Two intrepid librarians review the best nonfiction books for children

Friday, June 27, 2014

Boundaries: how the Mason-Dixon line settled a family feud & divided a nation
Sally M. Walker
Candlewick Press. 2014
ISBN: 9780763656126
Grades 9-12
I borrowed a copy of this book from my local public library.

Life is interesting. Several months ago, before I knew about Boundaries by Sally M. Walker, I stumbled across an article on NationalGeographic’s news site “Saving the Mason-Dixon Line” by Bijal P. Trivedi.  Written in 2002, Trivedi writes of how two present day surveyors have spent over ten years locating and documenting each and every stone laid by Charles Mason and Jeremiah Dixon during the years 1763-67.  The stones that mark this infamous boundary, after 200 years, are weathering, damaged, vandalized or missing altogether.  You can imagine my delight to then find a book, by Sally M. Walker, no less, that would give me the history on the creation of the Mason-Dixon Line and some background information on the men who completed this scientific feat. As Walker explains in her introduction, The story of the Mason-Dixon Line encompasses many different boundaries, some hundreds of years old. The history of this line begins with a country, the religious persecution of its own people, and a fierce property dispute.

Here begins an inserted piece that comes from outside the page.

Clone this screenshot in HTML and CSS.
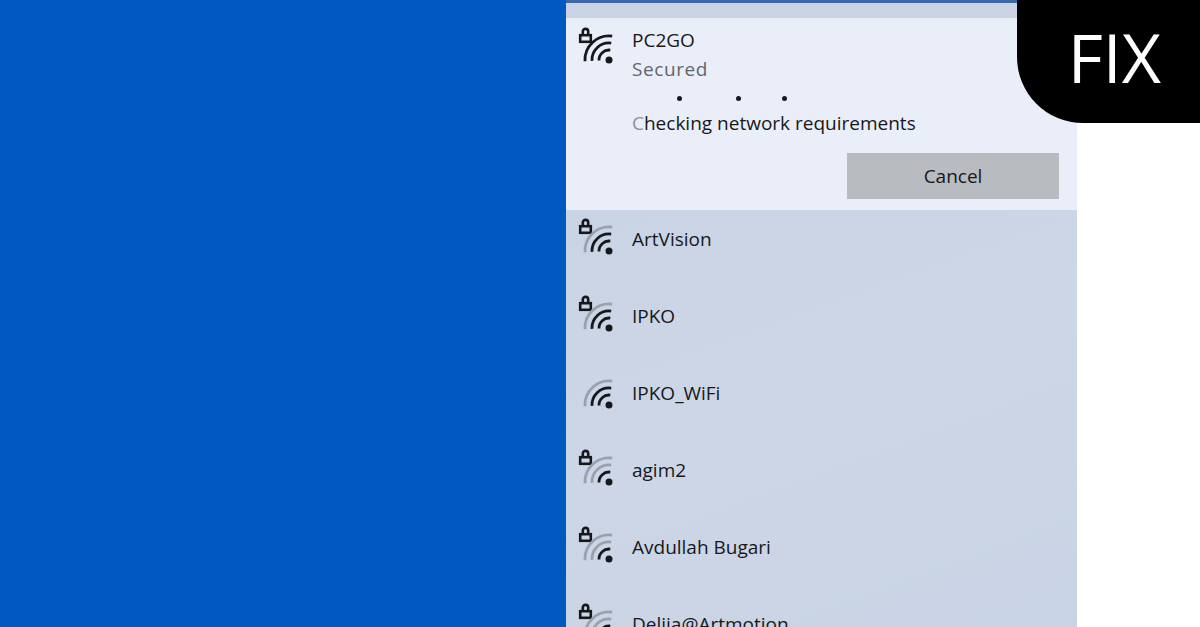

The book is well documented, and though it explains what led up to the decision to create a clear boundary marker between Pennsylvania, Maryland, and Delaware, Walker does an excellent job explaining the scientific method the surveyor’s used to ensure the boundary was accurate. Complementing the text are many historic photographs. Sidebars are distinguished from the main text by placing the words in italics. The inclusion of an author’s note, index, source notes, bibliography, and index make this an excellent example of quality nonfiction.

Boundaries is a great addition to units studying American History or Astronomy.

Listen to the song, Sailing to Philadelphia that Mark Knopfler wrote after reading Thomas Pynchon’s novel, Mason & Dixon.

1 comment:

  1. I love Sailing to Philadelphia! This book looks great!